[Start Supplied data]

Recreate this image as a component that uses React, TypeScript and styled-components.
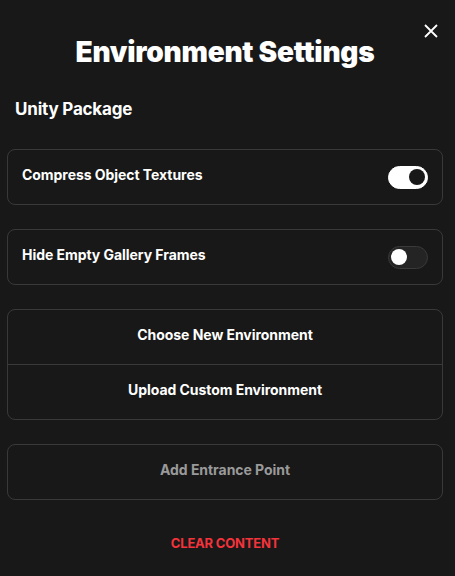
import { createGlobalStyle } from 'styled-components';
import styled from 'styled-components';

const GlobalStyle = createGlobalStyle`
  html, body {
    margin: 0;
    padding: 0;
    background: #181818;
  }

  body {
    font-family: Inter, "Noto Sans", sans-serif;
    color: #ffffff;
  }
`;

const Panel = styled.div`
  position: relative;
  width: 455px;
  min-height: 576px;
  box-sizing: border-box;
  padding: 35px 12px 0 7px;
  display: flex;
  flex-direction: column;
`;

const CloseButton = styled.button`
  position: absolute;
  top: 22px;
  right: 15px;
  width: 18px;
  height: 18px;
  padding: 0;
  border: none;
  background: transparent;
  display: flex;
  align-items: center;
  justify-content: center;
  cursor: pointer;
`;

const Title = styled.h1`
  margin: 0;
  text-align: center;
  font-size: 28px;
  line-height: 34px;
  font-weight: 900;
  letter-spacing: -0.25px;
`;

const SectionLabel = styled.h2`
  margin: 29px 0 29px 8px;
  font-size: 17px;
  line-height: 22px;
  font-weight: 700;
  letter-spacing: -0.2px;
`;

const Card = styled.div`
  border: 1px solid #393939;
  border-radius: 8px;
  display: flex;
  flex-direction: column;
  overflow: hidden;

  & + & {
    margin-top: 24px;
  }
`;

const Row = styled.div<{ $center?: boolean }>`
  height: 54px;
  box-sizing: border-box;
  padding: 0 14px;
  display: flex;
  align-items: center;
  justify-content: ${(p) => (p.$center ? 'center' : 'space-between')};

  & + & {
    border-top: 1px solid #393939;
    height: 55px;
  }
`;

const Label = styled.span<{ $muted?: boolean }>`
  font-size: 14px;
  font-weight: 700;
  letter-spacing: -0.05px;
  color: ${(p) => (p.$muted ? '#9a9a9a' : '#ffffff')};
  margin-top: -5px;
`;

const Track = styled.div<{ $on: boolean }>`
  width: 40px;
  height: 23px;
  box-sizing: border-box;
  border-radius: 12px;
  border: 1px solid ${(p) => (p.$on ? '#ffffff' : '#3a3a3a')};
  background: ${(p) => (p.$on ? '#ffffff' : '#242424')};
  display: flex;
  align-items: center;
  justify-content: ${(p) => (p.$on ? 'flex-end' : 'flex-start')};
  padding: 0 2px;
`;

const Knob = styled.div<{ $on: boolean }>`
  width: 16px;
  height: 16px;
  border-radius: 50%;
  background: ${(p) => (p.$on ? '#181818' : '#ffffff')};
`;

const ClearButton = styled.button`
  margin: 35px auto 0;
  padding: 0;
  border: none;
  background: transparent;
  color: #f5333b;
  font-family: Inter, "Noto Sans", sans-serif;
  font-size: 13px;
  line-height: 16px;
  font-weight: 700;
  letter-spacing: -0.2px;
  cursor: pointer;
`;

function Toggle({ on }: { on: boolean }) {
  return (
    <Track $on={on}>
      <Knob $on={on} />
    </Track>
  );
}

export default function App() {
  return (
    <>
      <GlobalStyle />
      <Panel>
        <CloseButton aria-label='Close'>
          <svg width='14' height='14' viewBox='0 0 14 14'>
            <path d='M1 1 L13 13 M13 1 L1 13' stroke='#ffffff' strokeWidth='1.8' />
          </svg>
        </CloseButton>

        <Title>Environment Settings</Title>
        <SectionLabel>Unity Package</SectionLabel>

        <Card>
          <Row>
            <Label>Compress Object Textures</Label>
            <Toggle on />
          </Row>
        </Card>
        <Card>
          <Row>
            <Label>Hide Empty Gallery Frames</Label>
            <Toggle on={false} />
          </Row>
        </Card>
        <Card>
          <Row $center>
            <Label>Choose New Environment</Label>
          </Row>
          <Row $center>
            <Label>Upload Custom Environment</Label>
          </Row>
        </Card>
        <Card>
          <Row $center>
            <Label $muted>Add Entrance Point</Label>
          </Row>
        </Card>

        <ClearButton>CLEAR CONTENT</ClearButton>
      </Panel>
    </>
  );
}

[End Supplied data]

Exercise prompt:
Quote all the lines above exactly as given. Do not include the pictures.

Output:
Recreate this image as a component that uses React, TypeScript and styled-components.
import { createGlobalStyle } from 'styled-components';
import styled from 'styled-components';

const GlobalStyle = createGlobalStyle`
  html, body {
    margin: 0;
    padding: 0;
    background: #181818;
  }

  body {
    font-family: Inter, "Noto Sans", sans-serif;
    color: #ffffff;
  }
`;

const Panel = styled.div`
  position: relative;
  width: 455px;
  min-height: 576px;
  box-sizing: border-box;
  padding: 35px 12px 0 7px;
  display: flex;
  flex-direction: column;
`;

const CloseButton = styled.button`
  position: absolute;
  top: 22px;
  right: 15px;
  width: 18px;
  height: 18px;
  padding: 0;
  border: none;
  background: transparent;
  display: flex;
  align-items: center;
  justify-content: center;
  cursor: pointer;
`;

const Title = styled.h1`
  margin: 0;
  text-align: center;
  font-size: 28px;
  line-height: 34px;
  font-weight: 900;
  letter-spacing: -0.25px;
`;

const SectionLabel = styled.h2`
  margin: 29px 0 29px 8px;
  font-size: 17px;
  line-height: 22px;
  font-weight: 700;
  letter-spacing: -0.2px;
`;

const Card = styled.div`
  border: 1px solid #393939;
  border-radius: 8px;
  display: flex;
  flex-direction: column;
  overflow: hidden;

  & + & {
    margin-top: 24px;
  }
`;

const Row = styled.div<{ $center?: boolean }>`
  height: 54px;
  box-sizing: border-box;
  padding: 0 14px;
  display: flex;
  align-items: center;
  justify-content: ${(p) => (p.$center ? 'center' : 'space-between')};

  & + & {
    border-top: 1px solid #393939;
    height: 55px;
  }
`;

const Label = styled.span<{ $muted?: boolean }>`
  font-size: 14px;
  font-weight: 700;
  letter-spacing: -0.05px;
  color: ${(p) => (p.$muted ? '#9a9a9a' : '#ffffff')};
  margin-top: -5px;
`;

const Track = styled.div<{ $on: boolean }>`
  width: 40px;
  height: 23px;
  box-sizing: border-box;
  border-radius: 12px;
  border: 1px solid ${(p) => (p.$on ? '#ffffff' : '#3a3a3a')};
  background: ${(p) => (p.$on ? '#ffffff' : '#242424')};
  display: flex;
  align-items: center;
  justify-content: ${(p) => (p.$on ? 'flex-end' : 'flex-start')};
  padding: 0 2px;
`;

const Knob = styled.div<{ $on: boolean }>`
  width: 16px;
  height: 16px;
  border-radius: 50%;
  background: ${(p) => (p.$on ? '#181818' : '#ffffff')};
`;

const ClearButton = styled.button`
  margin: 35px auto 0;
  padding: 0;
  border: none;
  background: transparent;
  color: #f5333b;
  font-family: Inter, "Noto Sans", sans-serif;
  font-size: 13px;
  line-height: 16px;
  font-weight: 700;
  letter-spacing: -0.2px;
  cursor: pointer;
`;

function Toggle({ on }: { on: boolean }) {
  return (
    <Track $on={on}>
      <Knob $on={on} />
    </Track>
  );
}

export default function App() {
  return (
    <>
      <GlobalStyle />
      <Panel>
        <CloseButton aria-label='Close'>
          <svg width='14' height='14' viewBox='0 0 14 14'>
            <path d='M1 1 L13 13 M13 1 L1 13' stroke='#ffffff' strokeWidth='1.8' />
          </svg>
        </CloseButton>

        <Title>Environment Settings</Title>
        <SectionLabel>Unity Package</SectionLabel>

        <Card>
          <Row>
            <Label>Compress Object Textures</Label>
            <Toggle on />
          </Row>
        </Card>
        <Card>
          <Row>
            <Label>Hide Empty Gallery Frames</Label>
            <Toggle on={false} />
          </Row>
        </Card>
        <Card>
          <Row $center>
            <Label>Choose New Environment</Label>
          </Row>
          <Row $center>
            <Label>Upload Custom Environment</Label>
          </Row>
        </Card>
        <Card>
          <Row $center>
            <Label $muted>Add Entrance Point</Label>
          </Row>
        </Card>

        <ClearButton>CLEAR CONTENT</ClearButton>
      </Panel>
    </>
  );
}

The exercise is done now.